-- START --

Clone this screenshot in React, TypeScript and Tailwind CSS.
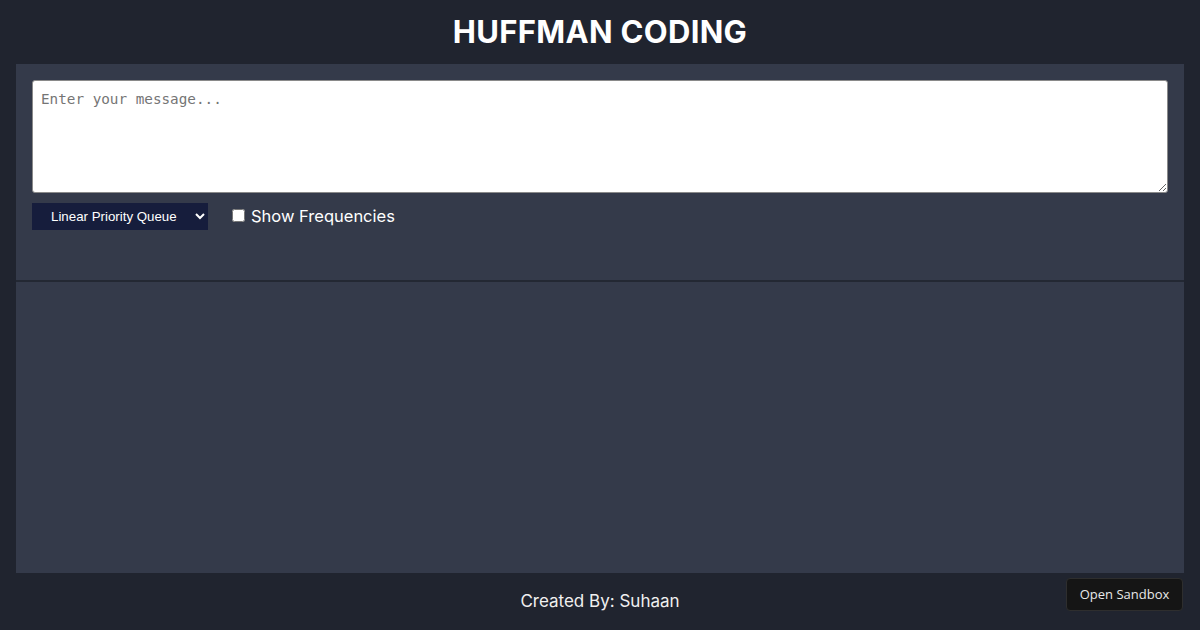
import { useState } from "react";

const poppins = { fontFamily: "Poppins, Inter, 'Noto Sans', sans-serif" };

export default function App() {
	const [message, setMessage] = useState("");
	const [showFreq, setShowFreq] = useState(false);

	return (
		<div
			className="relative flex h-[630px] w-[1200px] flex-col bg-[#20242f] text-white"
			style={poppins}
		>
			<header className="flex h-16 items-center justify-center">
				<h1 className="text-[31px] font-bold tracking-[0.01em] font-['Inter',sans-serif]">
					HUFFMAN CODING
				</h1>
			</header>

			<main className="mx-4 flex h-[509px] flex-col bg-[#343a4a]">
				<section className="flex h-[216px] flex-col gap-[10px] p-4">
					<textarea
						value={message}
						onChange={(e) => setMessage(e.target.value)}
						placeholder="Enter your message..."
						className="h-[113px] w-full resize-y rounded-[3px] border border-[#8a8a8a] bg-white px-2 pt-[8px] font-['DejaVu_Sans_Mono',monospace] text-[14.3px] text-black placeholder:text-[#757575] outline-none"
					/>
					<div className="flex items-center gap-6">
						<select className="h-[27px] w-[176px] bg-[#161d3c] pl-[15px] pr-[2px] font-['Liberation_Sans',Arial,sans-serif] text-[13.3px] text-white outline-none">
							<option>Linear Priority Queue</option>
							<option>Heap Priority Queue</option>
						</select>
						<label className="flex items-center gap-[6px] font-['Inter',sans-serif] text-[16.5px]">
							<input
								type="checkbox"
								checked={showFreq}
								onChange={(e) => setShowFreq(e.target.checked)}
								className="-mt-[3px] h-[13px] w-[13px]"
							/>
							Show Frequencies
						</label>
					</div>
				</section>
				<div className="h-[2px] bg-[#232833]" />
				<section className="flex-1" />
			</main>

			<footer className="flex flex-1 items-center justify-center">
				<p className="font-['Inter',sans-serif] text-[17px] text-[#f0f0f0]">
					Created By: Suhaan
				</p>
			</footer>

			<button className="absolute right-[17px] bottom-[19px] h-[33px] w-[117px] rounded-[4px] border border-[#2e2e2e] bg-[#151515] font-['Open_Sans',sans-serif] text-[13px] text-[#e8e8e8]">
				Open Sandbox
			</button>
		</div>
	);
}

-- END --

Written exercise: Exactly as they appear, print the lines of the listing above from its first line through the line that contains "const [showFreq, setShowFreq]", minus the pictures.

Task output:
Clone this screenshot in React, TypeScript and Tailwind CSS.
import { useState } from "react";

const poppins = { fontFamily: "Poppins, Inter, 'Noto Sans', sans-serif" };

export default function App() {
	const [message, setMessage] = useState("");
	const [showFreq, setShowFreq] = useState(false);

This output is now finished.